How do you think HR professionals can support one another? And I don’t mean just within an organization.

In my experience, there are a lot of HR folks who are too inside-out-focused, either because of the nature of their business or because businesses are getting pushed on constraints, saying, “Well, conferences in communities are just boondoggles.” I learned the most from my colleagues at other companies, whether they’re formal organizations like the Business Group on Health or the ERISA Industry Committee or The Conference Board. There were a number of organizations that were completely put together by employers, like The Global Benefits Forum; there’s no real organization, but the 30 largest multinationals would get together twice a year, and we’d talk through issues, though not to collude. We wouldn’t be colluding.

Of course.

Our goal was to understand issues. I think you’ve got to really have that outside-in and inside-out focus. I don’t mean to be disparaging of the consulting community. I was a consultant. But by the time the consultant’s giving you advice, it’s typically very polished and established. Therefore, it’s not leading edge. Or, the consultants today are being consultants and also have partnerships and are selling products. I think you may be getting advice that may not be as pure.

But my number one, most trusted source of information and innovation was my colleagues at other employers. You don’t have to travel; even locally, we would sit with the three large companies headquartered within a couple of miles away. Let’s take 3 hours and just benchmark. I think that’s critical. It’s a small community. We do tend to move around from company to company. I’m not an example of that, but there are lots of our folks who move through. I think those organizations more than anything afford you the community you need, and I think you’ve got to get involved. That’s where you’re going to get your best intelligence and the naked truth—folks who will understand your frustrations within your organization.

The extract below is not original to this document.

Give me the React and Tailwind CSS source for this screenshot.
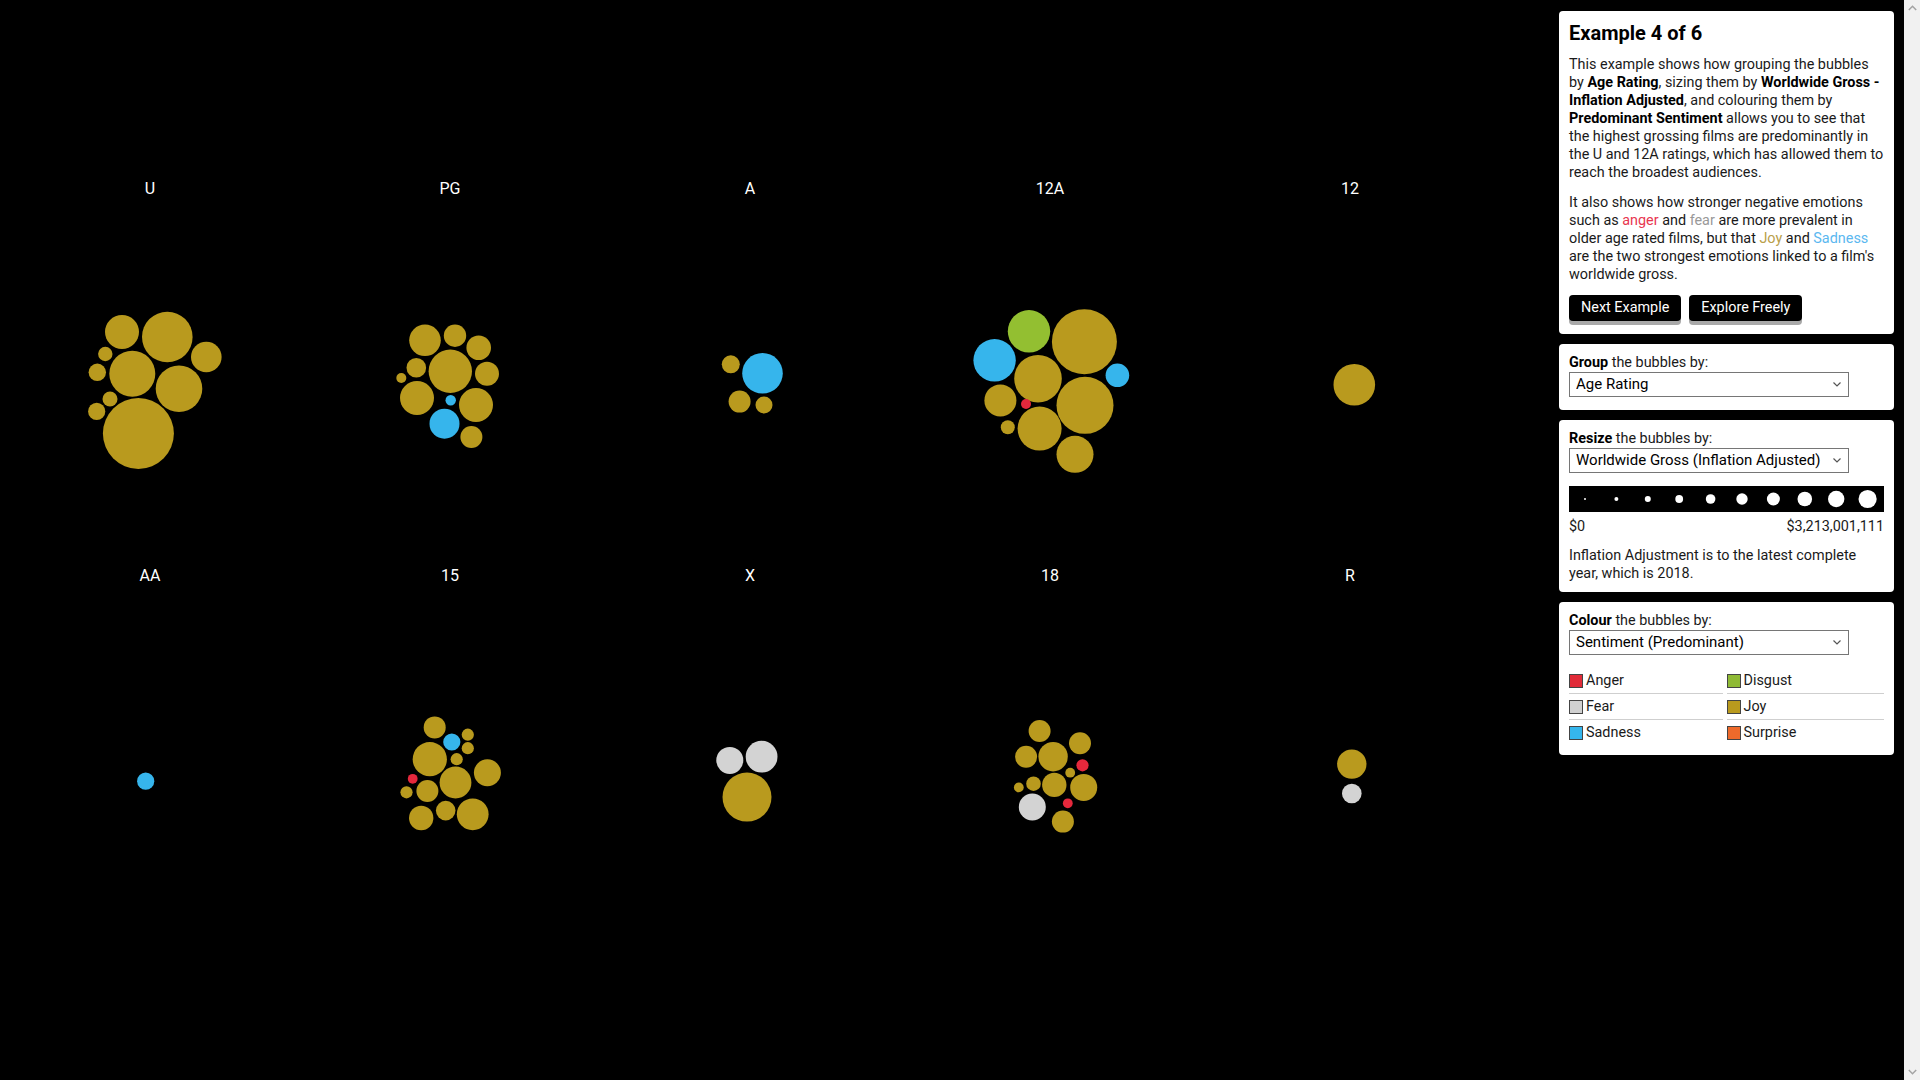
import React from "react";

const G = "#b99a1e";
const B = "#36b5ec";
const GR = "#93bf31";
const R = "#e5283c";
const Y = "#d3d3d3";

const cells = [
  {
    label: "U",
    col: 0,
    row: 0,
    c: [
      [167.3, 337, 25.3, G],
      [122, 332, 17, G],
      [206.3, 357, 15.3, G],
      [105.3, 354, 7.2, G],
      [132.3, 373.7, 23, G],
      [97.3, 372.3, 8.7, G],
      [179, 388.7, 23.3, G],
      [110, 399, 7.5, G],
      [96.7, 411.4, 8.6, G],
      [138.4, 433.5, 35.5, G],
    ],
  },
  {
    label: "PG",
    col: 1,
    row: 0,
    c: [
      [425, 340.3, 15.8, G],
      [455, 335.7, 11.2, G],
      [478.7, 347.7, 12.3, G],
      [416.3, 367.7, 9.8, G],
      [401.3, 378, 5, G],
      [450.3, 371.3, 21.7, G],
      [487, 373.7, 12, G],
      [417, 398, 17, G],
      [450.7, 400.3, 5.2, B],
      [476, 405, 17, G],
      [444.5, 423.7, 15, B],
      [471.4, 437, 11, G],
    ],
  },
  {
    label: "A",
    col: 2,
    row: 0,
    c: [
      [730.8, 364.3, 9, G],
      [762.5, 373.3, 20.3, B],
      [739.6, 401.6, 11, G],
      [764, 405, 8.5, G],
    ],
  },
  {
    label: "12A",
    col: 3,
    row: 0,
    c: [
      [1029, 331.3, 21.2, GR],
      [1084.4, 341.7, 32.5, G],
      [994.6, 360.3, 21.2, B],
      [1117.4, 375.3, 11.8, B],
      [1038, 378.7, 23.8, G],
      [1000.4, 400.4, 16, G],
      [1026, 404, 5, R],
      [1085, 405.3, 28.5, G],
      [1007.8, 427.3, 7, G],
      [1039.6, 428.6, 22, G],
      [1075, 454.3, 18.5, G],
    ],
  },
  {
    label: "12",
    col: 4,
    row: 0,
    c: [[1354.3, 384.7, 20.8, G]],
  },
  {
    label: "AA",
    col: 0,
    row: 1,
    c: [[145.7, 781.2, 8.6, B]],
  },
  {
    label: "15",
    col: 1,
    row: 1,
    c: [
      [434.7, 727.4, 11, G],
      [467.8, 734.7, 6.1, G],
      [451.8, 742, 8.6, B],
      [467.8, 748.2, 6.1, G],
      [429.8, 759.2, 17.1, G],
      [456.7, 759.2, 6.1, G],
      [487.4, 772.7, 13.5, G],
      [412.7, 778.8, 4.9, R],
      [455.5, 782.5, 15.9, G],
      [406.5, 792.3, 6.1, G],
      [427.4, 791, 11, G],
      [445.7, 810.6, 9.8, G],
      [472.7, 814.3, 15.9, G],
      [421.2, 818, 12.2, G],
    ],
  },
  {
    label: "X",
    col: 2,
    row: 1,
    c: [
      [729.8, 760.4, 13.5, Y],
      [761.6, 756.7, 15.9, Y],
      [747, 797.1, 24.5, G],
    ],
  },
  {
    label: "18",
    col: 3,
    row: 1,
    c: [
      [1039.6, 731, 11, G],
      [1080, 743.3, 11, G],
      [1026.1, 756.7, 11, G],
      [1053.1, 756.7, 14.7, G],
      [1082.5, 765.3, 6.1, R],
      [1070.2, 772.7, 4.9, G],
      [1033.5, 783.7, 7.3, G],
      [1018.8, 787.4, 4.9, G],
      [1054.3, 784.9, 12.2, G],
      [1083.7, 787.4, 13.5, G],
      [1067.8, 803.3, 4.9, R],
      [1032.3, 807, 13.5, Y],
      [1062.9, 821.6, 11, G],
    ],
  },
  {
    label: "R",
    col: 4,
    row: 1,
    c: [
      [1351.8, 764.1, 14.7, G],
      [1351.8, 793.5, 9.8, Y],
    ],
  },
];

function Cell({ label, col, row, c }) {
  const y0 = row === 0 ? 198 : 585;
  return (
    <div className="flex flex-col items-center">
      <div className="h-[18px] leading-[18px] text-[16px] text-white">{label}</div>
      <svg
        className="block"
        width="300"
        height="369"
        viewBox={`${col * 300} ${y0} 300 369`}
      >
        {c.map(([x, y, r, f], i) => (
          <circle key={i} cx={x} cy={y} r={r} fill={f} />
        ))}
      </svg>
    </div>
  );
}

function Chevron() {
  return (
    <svg
      className="pointer-events-none absolute right-[8px] top-[10px]"
      width="8"
      height="5"
      viewBox="0 0 8 5"
    >
      <path d="M0.5 0.5 L4 4 L7.5 0.5" fill="none" stroke="#555" strokeWidth="1.2" />
    </svg>
  );
}

function Select({ value }) {
  return (
    <div className="relative w-[280px] h-[25px]">
      <select
        defaultValue={value}
        className="appearance-none w-full h-full border border-[#767676] bg-white pl-[6px] text-[15px] leading-[23px] text-black font-[Roboto,sans-serif] outline-none"
      >
        <option>{value}</option>
      </select>
      <Chevron />
    </div>
  );
}

const sizes = [1, 2, 3, 3.9, 4.8, 5.7, 6.5, 7.3, 8.2, 9.1];

const legend = [
  ["Anger", "#e12b38"],
  ["Disgust", "#8fba35"],
  ["Fear", "#d0d0d0"],
  ["Joy", "#b99a1e"],
  ["Sadness", "#35b6ec"],
  ["Surprise", "#ee6a2b"],
];

export default function App() {
  return (
    <div className="flex w-[1920px] h-[1080px] overflow-hidden bg-black font-[Roboto,sans-serif]">
      <div className="w-[1559px] shrink-0 pt-[180px]">
        <div className="grid grid-cols-[repeat(5,300px)]">
          {cells.map((cell) => (
            <Cell key={cell.label} {...cell} />
          ))}
        </div>
      </div>

      <div className="w-[335px] shrink-0 pt-[11px] flex flex-col gap-[10px]">
        <div className="bg-white rounded-[4px] px-[10px] pt-[10px] pb-[9px] text-[14.4px] leading-[18px] text-[#1a1a1a]">
          <h1 className="text-[20px] leading-[24px] font-bold text-black">Example 4 of 6</h1>
          <p className="mt-[11px]">
            This example shows how grouping the bubbles by <b className="text-black">Age Rating</b>, sizing them by{" "}
            <b className="text-black">Worldwide Gross - Inflation Adjusted</b>, and colouring them by{" "}
            <b className="text-black">Predominant Sentiment</b> allows you to see that the highest grossing films are
            predominantly in the U and 12A ratings, which has allowed them to reach the broadest
            audiences.
          </p>
          <p className="mt-[12px]">
            It also shows how stronger negative emotions such as{" "}
            <span className="text-[#e8364f]">anger</span> and{" "}
            <span className="text-[#999999]">fear</span> are more prevalent in older age rated
            films, but that <span className="text-[#b9a04a]">Joy</span> and{" "}
            <span className="text-[#5bb8f0]">Sadness</span> are the two strongest emotions linked
            to a film's worldwide gross.
          </p>
          <div className="mt-[11px] mb-[4px] flex gap-[8px]">
            <button className="h-[26px] px-[12px] rounded-[4px] bg-black text-white text-[14.4px] shadow-[0_4px_0_#a9a9a9]">
              Next Example
            </button>
            <button className="h-[26px] px-[12px] rounded-[4px] bg-black text-white text-[14.4px] shadow-[0_4px_0_#a9a9a9]">
              Explore Freely
            </button>
          </div>
        </div>

        <div className="bg-white rounded-[4px] px-[10px] pt-[10px] pb-[13px] text-[14.4px] leading-[18px] text-[#1a1a1a]">
          <div>
            <b className="text-black">Group</b> the bubbles by:
          </div>
          <Select value="Age Rating" />
        </div>

        <div className="bg-white rounded-[4px] px-[10px] pt-[10px] pb-[9px] text-[14.4px] leading-[18px] text-[#1a1a1a]">
          <div>
            <b className="text-black">Resize</b> the bubbles by:
          </div>
          <Select value="Worldwide Gross (Inflation Adjusted)" />
          <div className="mt-[13px] h-[26px] bg-black">
            <svg className="block" width="315" height="26" viewBox="0 0 315 26">
              {sizes.map((r, i) => (
                <circle key={i} cx={16 + 31.4 * i} cy={13} r={r} fill="#fff" />
              ))}
            </svg>
          </div>
          <div className="mt-[6px] flex justify-between">
            <span>$0</span>
            <span>$3,213,001,111</span>
          </div>
          <p className="mt-[11px]">
            Inflation Adjustment is to the latest complete year, which is 2018.
          </p>
        </div>

        <div className="bg-white rounded-[4px] px-[10px] pt-[10px] pb-[9px] text-[14.4px] leading-[18px] text-[#1a1a1a]">
          <div>
            <b className="text-black">Colour</b> the bubbles by:
          </div>
          <Select value="Sentiment (Predominant)" />
          <div className="mt-[13px] grid grid-cols-2">
            {legend.map(([name, color], i) => (
              <div
                key={name}
                className={`h-[26px] flex items-center gap-[3px] ${
                  i < 4 ? "border-b border-[#cfcfcf]" : ""
                } ${i % 2 === 0 ? "mr-[4px]" : ""}`}
              >
                <span
                  className="w-[14px] h-[14px] border border-[#444]"
                  style={{ backgroundColor: color }}
                />
                <span>{name}</span>
              </div>
            ))}
          </div>
        </div>
      </div>

      <div className="w-[10px] shrink-0" />

      <div className="w-[16px] shrink-0 bg-[#f1f1f1] flex flex-col justify-between items-center py-[5px]">
        <svg width="9" height="6" viewBox="0 0 9 6">
          <path d="M0.8 5 L4.5 1.3 L8.2 5" fill="none" stroke="#a3a3a3" strokeWidth="1.5" />
        </svg>
        <svg width="9" height="6" viewBox="0 0 9 6">
          <path d="M0.8 1 L4.5 4.7 L8.2 1" fill="none" stroke="#a3a3a3" strokeWidth="1.5" />
        </svg>
      </div>
    </div>
  );
}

I agree. There’s someone out there who solved your problem, and that person has given it all the thought. You can’t go to your competitors to talk about product assistance, but you can go to your competitors to talk about HR.

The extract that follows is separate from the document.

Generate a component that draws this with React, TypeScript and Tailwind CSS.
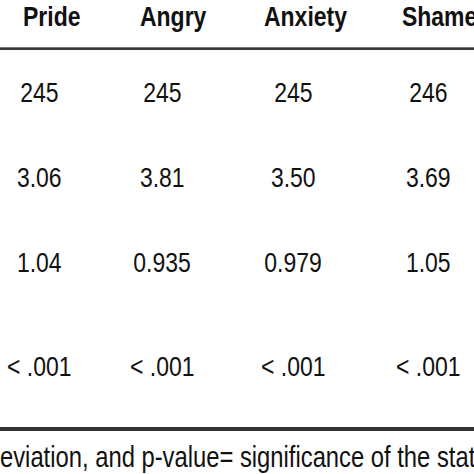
const font = "font-['Liberation_Sans_Narrow','Arial_Narrow','Liberation_Sans',sans-serif]";

// no narrow face is installed, so Liberation Sans is squeezed to Arial Narrow width
const narrow = "inline-block scale-x-[0.82]";

const headers = [
  { label: "Pride", pad: "pl-[23px]" },
  { label: "Angry", pad: "pl-[62px]" },
  { label: "Anxiety", pad: "pl-[18px]" },
  { label: "Shame", pad: "pl-[62px]" },
];

const rows = [
  { h: "h-[86px]", cells: ["245", "245", "245", "246"] },
  { h: "h-[84px]", cells: ["3.06", "3.81", "3.50", "3.69"] },
  { h: "h-[86px]", cells: ["1.04", "0.935", "0.979", "1.05"] },
  { h: "h-[121px]", cells: ["< .001", "< .001", "< .001", "< .001"] },
];

const cols = "grid grid-cols-[78px_168px_94px_176px]";

export default function App() {
  return (
    <div className={`w-[474px] h-[474px] overflow-hidden bg-white text-[#111] ${font}`}>
      <div className={`${cols} h-[47px] pt-[3px] text-[28px] leading-[28px] font-bold`}>
        {headers.map((h) => (
          <div key={h.label} className={`${h.pad} whitespace-nowrap`}>
            <span className={`${narrow} origin-left`}>{h.label}</span>
          </div>
        ))}
      </div>
      <div className="h-[3px] bg-[#3a3a3a] border-t border-[#777]" />
      {rows.map((r, i) => (
        <div key={i} className={`${cols} ${r.h} items-center text-[28px] leading-[28px]`}>
          {r.cells.map((c, j) => (
            <div key={j} className="text-center whitespace-nowrap">
              <span className={`${narrow} origin-center`}>{c}</span>
            </div>
          ))}
        </div>
      ))}
      <div className="h-[4px] bg-[#333]" />
      <div className="mt-[12px] text-[29px] leading-[29px] whitespace-nowrap">
        <span className={`${narrow} origin-left`}>
          eviation, and p-value= significance of the statistical test
        </span>
      </div>
    </div>
  );
}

Absolutely. We’re always very, very careful about how we approach the discussions. I had some really good friends at competitor companies. We always were very careful. We’re like, “We’re not going to share this record or that information, but we can push the industry in this way. What we want from our healthcare providers is not just good for our company. It’s typically going to be good for all of us.” I think that’s really critical in this space because I don’t think any one company, has real sway to move this industry. Even if you have 150,000 employees, you’re not going to have enough voice to sway the industry. You need people in your boat with you. I think that’s critical. So it’s learning, but if you truly want to effect change, you need to have people on your side.